_PROBLEM TO WORK ON:_ Would you repeat the listing exactly but omit every picture?

_DATA:_

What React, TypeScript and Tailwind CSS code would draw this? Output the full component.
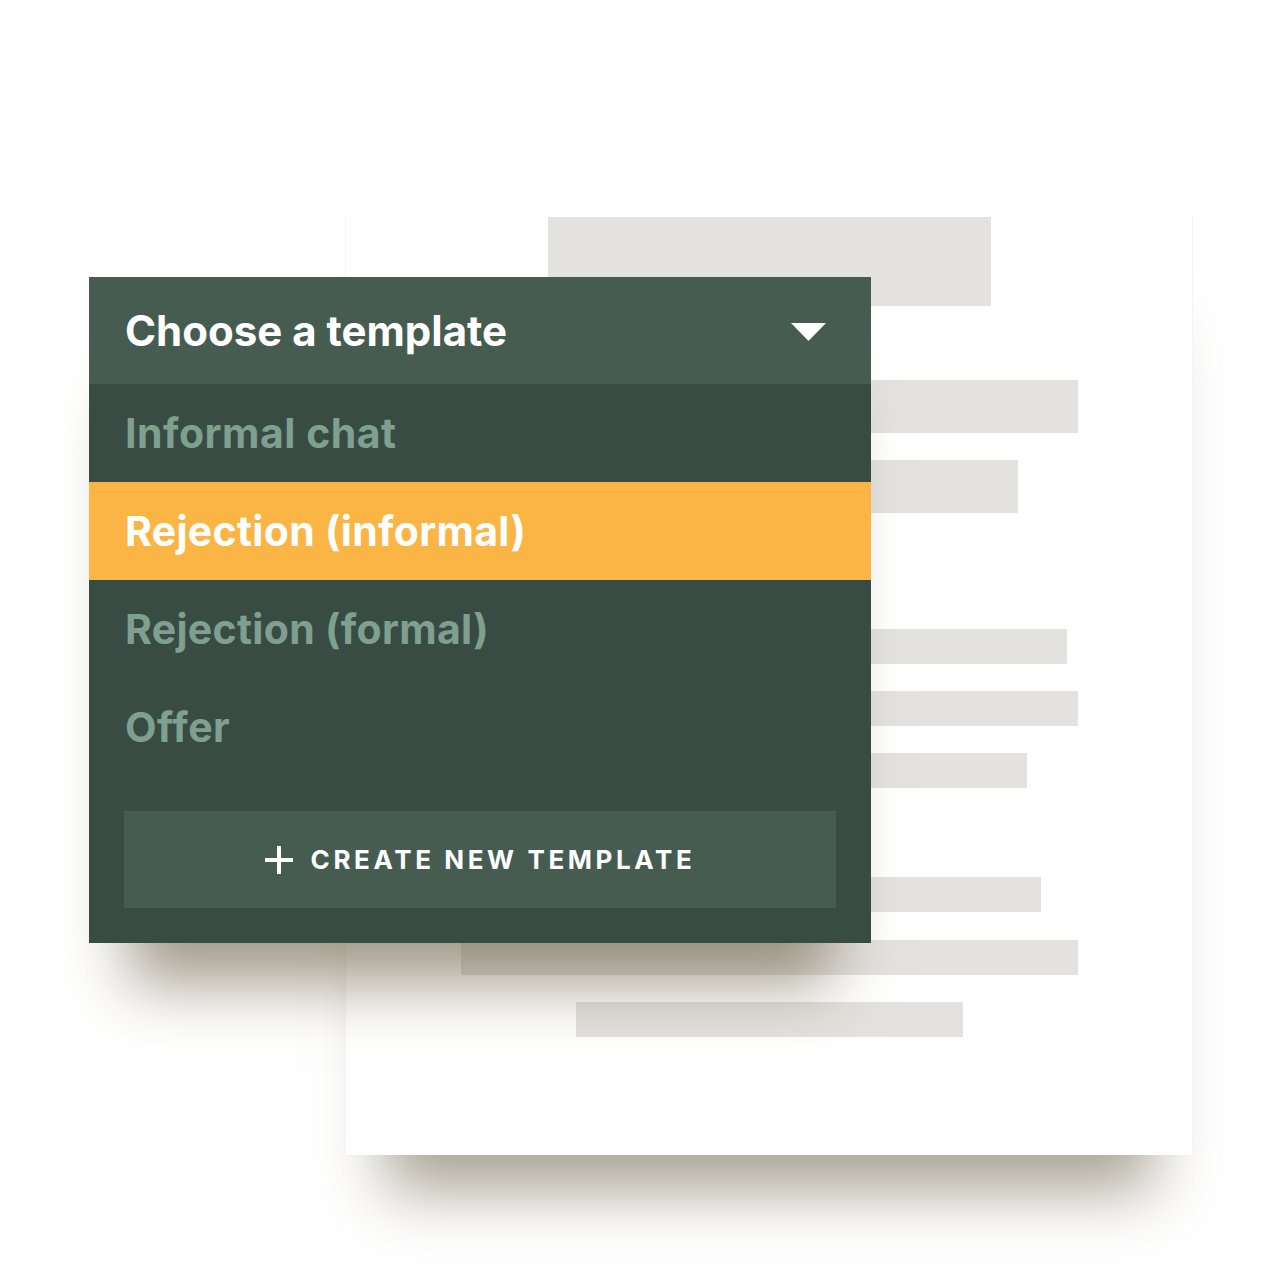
export default function App() {
  const font = { fontFamily: "Inter, 'Noto Sans', sans-serif" };
  return (
    <div className="relative w-[1280px] h-[1280px] bg-white overflow-hidden" style={font}>
      <div className="pl-[345px] pt-[215px]">
        <div className="flex flex-col w-[848px] h-[940px] bg-white border-x border-[#f4f4f4] shadow-[0_75px_60px_-40px_rgba(110,100,75,0.6)]">
          <div className="mt-[2px] ml-[202px] w-[443px] h-[89px] bg-[#e3e2de]" />
          <div className="mt-[74px] ml-[115px] w-[617px] h-[53px] bg-[#e3e2de]" />
          <div className="mt-[27px] ml-[115px] w-[557px] h-[53px] bg-[#e3e2de]" />
          <div className="mt-[116px] ml-[115px] w-[606px] h-[35px] bg-[#e3e2de]" />
          <div className="mt-[27px] ml-[115px] w-[617px] h-[35px] bg-[#e3e2de]" />
          <div className="mt-[27px] ml-[115px] w-[566px] h-[35px] bg-[#e3e2de]" />
          <div className="mt-[89px] ml-[115px] w-[580px] h-[35px] bg-[#e3e2de]" />
          <div className="mt-[28px] ml-[115px] w-[617px] h-[35px] bg-[#e3e2de]" />
          <div className="mt-[27px] ml-[230px] w-[387px] h-[35px] bg-[#e3e2de]" />
        </div>
      </div>

      <div className="absolute left-[89px] top-[277px] w-[782px] h-[666px] flex flex-col bg-[#394c43] shadow-[0_80px_60px_-40px_rgba(110,100,75,0.65)]">
        <div className="h-[107px] bg-[#465c50] flex items-center justify-between pl-[36px] pr-[45px]">
          <span className="text-white font-bold text-[42px] leading-none tracking-[0px]">Choose a template</span>
          <svg width="35" height="18" viewBox="0 0 35 18" className="mt-[2px]">
            <polygon points="0,0 35,0 17.5,18" fill="#ffffff" />
          </svg>
        </div>
        <div className="h-[98px] flex items-center pl-[36px]">
          <span className="text-[#7fa08e] font-bold text-[41px] leading-none tracking-[0.5px]">Informal chat</span>
        </div>
        <div className="h-[98px] flex items-center pl-[36px] bg-[#fbb545]">
          <span className="text-white font-bold text-[41px] leading-none tracking-[0.3px]">Rejection (informal)</span>
        </div>
        <div className="h-[98px] flex items-center pl-[36px]">
          <span className="text-[#7fa08e] font-bold text-[41px] leading-none tracking-[0.3px]">Rejection (formal)</span>
        </div>
        <div className="h-[98px] flex items-center pl-[36px]">
          <span className="text-[#7fa08e] font-bold text-[41px] leading-none tracking-[0.5px]">Offer</span>
        </div>
        <div className="mt-[35px] mx-[35px] h-[97px] bg-[#465c50] flex items-center justify-center gap-[18px]">
          <svg width="28" height="28" viewBox="0 0 28 28">
            <rect x="12" y="0" width="4" height="28" fill="#ffffff" />
            <rect x="0" y="12" width="28" height="4" fill="#ffffff" />
          </svg>
          <span className="text-white font-bold text-[26px] leading-none tracking-[3.6px]">CREATE NEW TEMPLATE</span>
        </div>
      </div>
    </div>
  );
}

_TASK SOLUTION:_
What React, TypeScript and Tailwind CSS code would draw this? Output the full component.
export default function App() {
  const font = { fontFamily: "Inter, 'Noto Sans', sans-serif" };
  return (
    <div className="relative w-[1280px] h-[1280px] bg-white overflow-hidden" style={font}>
      <div className="pl-[345px] pt-[215px]">
        <div className="flex flex-col w-[848px] h-[940px] bg-white border-x border-[#f4f4f4] shadow-[0_75px_60px_-40px_rgba(110,100,75,0.6)]">
          <div className="mt-[2px] ml-[202px] w-[443px] h-[89px] bg-[#e3e2de]" />
          <div className="mt-[74px] ml-[115px] w-[617px] h-[53px] bg-[#e3e2de]" />
          <div className="mt-[27px] ml-[115px] w-[557px] h-[53px] bg-[#e3e2de]" />
          <div className="mt-[116px] ml-[115px] w-[606px] h-[35px] bg-[#e3e2de]" />
          <div className="mt-[27px] ml-[115px] w-[617px] h-[35px] bg-[#e3e2de]" />
          <div className="mt-[27px] ml-[115px] w-[566px] h-[35px] bg-[#e3e2de]" />
          <div className="mt-[89px] ml-[115px] w-[580px] h-[35px] bg-[#e3e2de]" />
          <div className="mt-[28px] ml-[115px] w-[617px] h-[35px] bg-[#e3e2de]" />
          <div className="mt-[27px] ml-[230px] w-[387px] h-[35px] bg-[#e3e2de]" />
        </div>
      </div>

      <div className="absolute left-[89px] top-[277px] w-[782px] h-[666px] flex flex-col bg-[#394c43] shadow-[0_80px_60px_-40px_rgba(110,100,75,0.65)]">
        <div className="h-[107px] bg-[#465c50] flex items-center justify-between pl-[36px] pr-[45px]">
          <span className="text-white font-bold text-[42px] leading-none tracking-[0px]">Choose a template</span>
          <svg width="35" height="18" viewBox="0 0 35 18" className="mt-[2px]">
            <polygon points="0,0 35,0 17.5,18" fill="#ffffff" />
          </svg>
        </div>
        <div className="h-[98px] flex items-center pl-[36px]">
          <span className="text-[#7fa08e] font-bold text-[41px] leading-none tracking-[0.5px]">Informal chat</span>
        </div>
        <div className="h-[98px] flex items-center pl-[36px] bg-[#fbb545]">
          <span className="text-white font-bold text-[41px] leading-none tracking-[0.3px]">Rejection (informal)</span>
        </div>
        <div className="h-[98px] flex items-center pl-[36px]">
          <span className="text-[#7fa08e] font-bold text-[41px] leading-none tracking-[0.3px]">Rejection (formal)</span>
        </div>
        <div className="h-[98px] flex items-center pl-[36px]">
          <span className="text-[#7fa08e] font-bold text-[41px] leading-none tracking-[0.5px]">Offer</span>
        </div>
        <div className="mt-[35px] mx-[35px] h-[97px] bg-[#465c50] flex items-center justify-center gap-[18px]">
          <svg width="28" height="28" viewBox="0 0 28 28">
            <rect x="12" y="0" width="4" height="28" fill="#ffffff" />
            <rect x="0" y="12" width="28" height="4" fill="#ffffff" />
          </svg>
          <span className="text-white font-bold text-[26px] leading-none tracking-[3.6px]">CREATE NEW TEMPLATE</span>
        </div>
      </div>
    </div>
  );
}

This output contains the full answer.